Dominasi Budaya Modern
Kebijakan pemerintahan republik, yang berorientasi pada pembangunan masyarakat dalam kerangka modernisme, dalam jangka panjang telah berdampak secara langsung pada kehidupan Tradisional, bukan hanya terhadap budaya Tradisonal wilayah Sulawesi Selatan, tetapi hampir pada semua elemen tradisonal di wilayah pemerintahan modern RI. Secara perlahan namun pasti, bidang-bidang kehidupan masyarakat dimodernisasi, melalui kebijakan negara.

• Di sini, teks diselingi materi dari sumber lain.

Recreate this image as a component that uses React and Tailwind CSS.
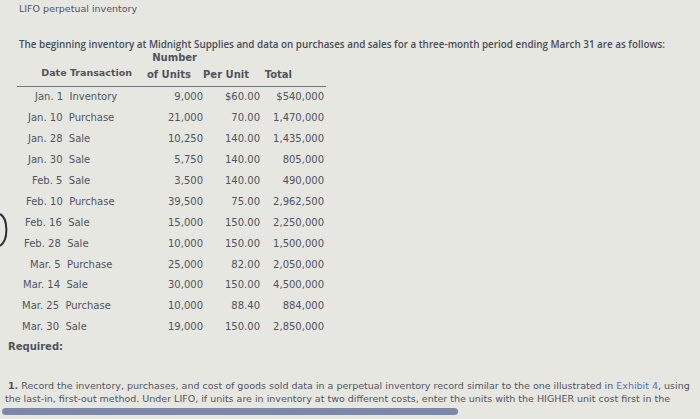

Dengan makin dominannya Kebudayaan Modern dalam semua lapisan kehidupan masyarakat, tidak hanya secara nasional, tetapi juga secara global, menyebabkan seluruh kehidupan Tradional mengalami 'kemunduran'. Dominasi Kebudayaan Modern ini, menyebabkan sebagaian besar budaya tradisonal mengalami mengalihan 'posisi' di era modern ini: dari posisi sebagai 'pusat kebudayaan masyarakat' menjadi 'elemen sistem kebudayaan': dimasa lalu menjadi 'subyek' kebudayaan, dimasa sekarang menjadi 'obyek' kebudayaan.
Kegiatan industri sebagai bagian pokok Kebudayaan Modern, menarik budaya tradisional dalam pusaran industri pariwisata. Kebudayaan Tradisional dalam kerangka Kebudayaan Modern dipandang sebagai 'bahan jualan', untuk memajukan perekonomian masyarakat.